By region, North America led with 35.8 trillion won, comprising 64.2 percent of the total, followed by Europe with 11 trillion won, or 19.6 percent, and Asia with 4.2 trillion won, or 7.4 percent. Investment in other regions and multiple regions, including Oceania, South America and Africa, stood at 4.9 trillion won, or 8.7 percent.

By maturity, 14.1 trillion won, or 25.4 percent, matures by 2024, and 43.8 trillion won, or 78.6 percent, matures by 2030.

In terms of asset soundness, out of the 35.9 trillion won invested by domestic financial institutions in a single business location, or real estate, 1.33 trillion won, or 3.7 percent, experienced an Event of Default (EOD) as of the end of June this year. This was due to reasons such as interest or principal non-payment to senior bondholders and failure to meet Loan-to-Value (LTV) conditions stemming from the decline in asset value.

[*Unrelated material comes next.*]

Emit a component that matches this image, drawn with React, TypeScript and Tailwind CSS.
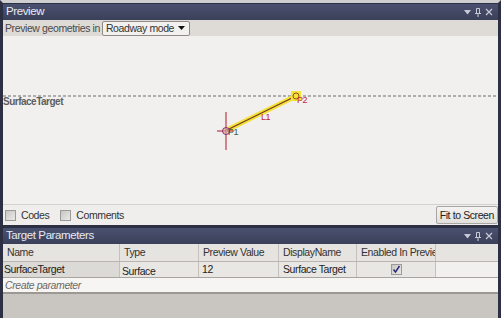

However, even in cases where an EOD occurs, it has been noted that business normalization can still be achieved through restructuring measures such as loan condition adjustments, maturity extensions, changes in major shareholders, or conversion of investments, as long as a company can maintain profitability through long-term lease agreements. Furthermore, it was found that the recovery of the entire or partial investment amount is possible depending on the investment priority during asset sales. In fact, for some EOD assets, there have been reports that domestic investors face relatively low potential losses as senior investors.

As of the end of June this year, the cumulative evaluation loss on securities among foreign real estate investment assets amounted to 45.7 trillion won with a total of -2.36 percent.

However, the scale of overseas real estate investments by domestic financial institutions is a mere 0.8 percent compared to the total financial sector assets of 6,762.5 trillion won. Considering the sound capital ratios of financial institutions and their capacity to absorb losses, the impact of losses from alternative investments in overseas real estate on the financial system is assessed as limited.

The FSS stated, “The maturity schedule is evenly distributed across different time frames, so there is an expectation that losses will not be concentrated at specific points even in the event of a decline in overseas real estate prices. In particular, out of the 14.1 trillion won that matures by the end of 2024, 10.9 trillion won, or 77.3 percent, was invested prior to the sharp increase in overseas real estate prices in 2019. Therefore, the level of risk for price declines is relatively low.”

Financial authorities plan to strengthen oversight of alternative investments in foreign real estate by domestic firms through conducting close inspections on individual investment details and enhancing their ability to absorb losses, ensuring effective management.